▶ [GIVEN INSTRUCTION]: Copy out the listing that follows, exactly, without its pictures.

▶ [DATASET CONTENT]:
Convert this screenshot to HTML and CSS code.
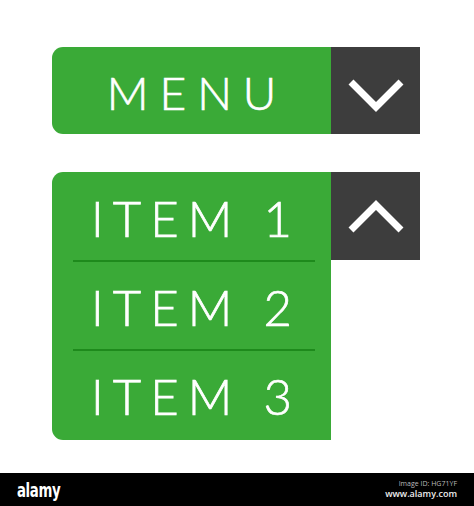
FILE: index.html
```html
<!DOCTYPE html>
<html lang="en">
<head>
    <meta charset="UTF-8">
    <meta name="viewport" content="width=device-width, initial-scale=1.0">
    <title>Menu</title>
    <link rel="stylesheet" href="styles.css">
</head>
<body>
    <main class="stage">
        <div class="menu-bar">
            <div class="menu-label">MENU</div>
            <div class="menu-toggle">
                <svg class="chevron-down" width="56" height="40" viewBox="0 0 56 40">
                    <polyline points="3,6 28,31 53,6" fill="none" stroke="#fff" stroke-width="7" stroke-linecap="butt" stroke-linejoin="miter"/>
                </svg>
            </div>
        </div>

        <div class="menu-open">
            <ul class="menu-list">
                <li>ITEM 1</li>
                <li>ITEM 2</li>
                <li>ITEM 3</li>
            </ul>
            <div class="menu-toggle">
                <svg width="56" height="40" viewBox="0 0 56 40">
                    <polyline points="3,34 28,9 53,34" fill="none" stroke="#fff" stroke-width="7" stroke-linecap="butt" stroke-linejoin="miter"/>
                </svg>
            </div>
        </div>
    </main>
    <footer class="credit">
        <span class="logo">alamy</span>
        <div class="credit-info">
            <span class="image-id">Image ID: HG71YF</span>
            <span class="site">www.alamy.com</span>
        </div>
    </footer>
</body>
</html>
```

FILE: styles.css
```css
body {
    margin: 0;
    padding: 0;
    background: #fff;
    font-family: 'Lato', 'Open Sans', sans-serif;
    width: 474px;
    height: 506px;
    display: flex;
    flex-direction: column;
}

.stage {
    flex: 1;
    padding: 47px 0 0 52px;
}

.menu-bar {
    display: flex;
    height: 87px;
    width: 368px;
}

.menu-label {
    width: 279px;
    background: #3aaa37;
    border-radius: 11px 0 0 11px;
    color: #fff;
    font-weight: 300;
    -webkit-text-stroke: 0.7px #fff;
    font-size: 46px;
    letter-spacing: 11px;
    display: flex;
    align-items: center;
    justify-content: center;
    padding: 4px 0 0 11px;
    box-sizing: border-box;
}

.menu-toggle {
    width: 89px;
    height: 87px;
    background: #3d3d3d;
    display: flex;
    align-items: center;
    justify-content: center;
}

.chevron-down {
    margin-top: 10px;
}

.menu-open {
    display: flex;
    align-items: flex-start;
    margin-top: 38px;
}

.menu-open .menu-toggle {
    height: 88px;
}

.menu-list {
    list-style: none;
    margin: 0;
    padding: 0;
    width: 279px;
    background: #3aaa37;
    border-radius: 11px 0 0 11px;
}

.menu-list li {
    height: 89px;
    display: flex;
    align-items: center;
    justify-content: center;
    color: #fff;
    font-weight: 300;
    -webkit-text-stroke: 0.7px #fff;
    font-size: 49px;
    letter-spacing: 9px;
    padding: 2px 0 0 9px;
    box-sizing: border-box;
    position: relative;
}

.menu-list li + li::before {
    content: "";
    position: absolute;
    top: -1px;
    left: 21px;
    right: 16px;
    height: 2px;
    background: #1e8a1c;
}

.menu-list li:last-child {
    height: 90px;
}

.credit {
    height: 33px;
    background: #000;
    display: flex;
    align-items: center;
    justify-content: space-between;
    padding: 0 17px;
}

.logo {
    color: #fff;
    font-family: 'Liberation Sans Narrow', 'DejaVu Sans Condensed', sans-serif;
    font-weight: bold;
    font-size: 19px;
    letter-spacing: -0.5px;
    transform: scaleX(0.78);
    transform-origin: left center;
}

.credit-info {
    display: flex;
    flex-direction: column;
    align-items: flex-end;
    font-family: 'Open Sans', sans-serif;
    line-height: 1.25;
}

.image-id {
    font-size: 7px;
    color: #bbb;
}

.site {
    font-size: 9px;
    font-weight: 600;
    color: #eee;
}
```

▶ [OUTPUT OF THE EXERCISE]:
Convert this screenshot to HTML and CSS code.
FILE: index.html
```html
<!DOCTYPE html>
<html lang="en">
<head>
    <meta charset="UTF-8">
    <meta name="viewport" content="width=device-width, initial-scale=1.0">
    <title>Menu</title>
    <link rel="stylesheet" href="styles.css">
</head>
<body>
    <main class="stage">
        <div class="menu-bar">
            <div class="menu-label">MENU</div>
            <div class="menu-toggle">
                <svg class="chevron-down" width="56" height="40" viewBox="0 0 56 40">
                    <polyline points="3,6 28,31 53,6" fill="none" stroke="#fff" stroke-width="7" stroke-linecap="butt" stroke-linejoin="miter"/>
                </svg>
            </div>
        </div>

        <div class="menu-open">
            <ul class="menu-list">
                <li>ITEM 1</li>
                <li>ITEM 2</li>
                <li>ITEM 3</li>
            </ul>
            <div class="menu-toggle">
                <svg width="56" height="40" viewBox="0 0 56 40">
                    <polyline points="3,34 28,9 53,34" fill="none" stroke="#fff" stroke-width="7" stroke-linecap="butt" stroke-linejoin="miter"/>
                </svg>
            </div>
        </div>
    </main>
    <footer class="credit">
        <span class="logo">alamy</span>
        <div class="credit-info">
            <span class="image-id">Image ID: HG71YF</span>
            <span class="site">www.alamy.com</span>
        </div>
    </footer>
</body>
</html>
```

FILE: styles.css
```css
body {
    margin: 0;
    padding: 0;
    background: #fff;
    font-family: 'Lato', 'Open Sans', sans-serif;
    width: 474px;
    height: 506px;
    display: flex;
    flex-direction: column;
}

.stage {
    flex: 1;
    padding: 47px 0 0 52px;
}

.menu-bar {
    display: flex;
    height: 87px;
    width: 368px;
}

.menu-label {
    width: 279px;
    background: #3aaa37;
    border-radius: 11px 0 0 11px;
    color: #fff;
    font-weight: 300;
    -webkit-text-stroke: 0.7px #fff;
    font-size: 46px;
    letter-spacing: 11px;
    display: flex;
    align-items: center;
    justify-content: center;
    padding: 4px 0 0 11px;
    box-sizing: border-box;
}

.menu-toggle {
    width: 89px;
    height: 87px;
    background: #3d3d3d;
    display: flex;
    align-items: center;
    justify-content: center;
}

.chevron-down {
    margin-top: 10px;
}

.menu-open {
    display: flex;
    align-items: flex-start;
    margin-top: 38px;
}

.menu-open .menu-toggle {
    height: 88px;
}

.menu-list {
    list-style: none;
    margin: 0;
    padding: 0;
    width: 279px;
    background: #3aaa37;
    border-radius: 11px 0 0 11px;
}

.menu-list li {
    height: 89px;
    display: flex;
    align-items: center;
    justify-content: center;
    color: #fff;
    font-weight: 300;
    -webkit-text-stroke: 0.7px #fff;
    font-size: 49px;
    letter-spacing: 9px;
    padding: 2px 0 0 9px;
    box-sizing: border-box;
    position: relative;
}

.menu-list li + li::before {
    content: "";
    position: absolute;
    top: -1px;
    left: 21px;
    right: 16px;
    height: 2px;
    background: #1e8a1c;
}

.menu-list li:last-child {
    height: 90px;
}

.credit {
    height: 33px;
    background: #000;
    display: flex;
    align-items: center;
    justify-content: space-between;
    padding: 0 17px;
}

.logo {
    color: #fff;
    font-family: 'Liberation Sans Narrow', 'DejaVu Sans Condensed', sans-serif;
    font-weight: bold;
    font-size: 19px;
    letter-spacing: -0.5px;
    transform: scaleX(0.78);
    transform-origin: left center;
}

.credit-info {
    display: flex;
    flex-direction: column;
    align-items: flex-end;
    font-family: 'Open Sans', sans-serif;
    line-height: 1.25;
}

.image-id {
    font-size: 7px;
    color: #bbb;
}

.site {
    font-size: 9px;
    font-weight: 600;
    color: #eee;
}
```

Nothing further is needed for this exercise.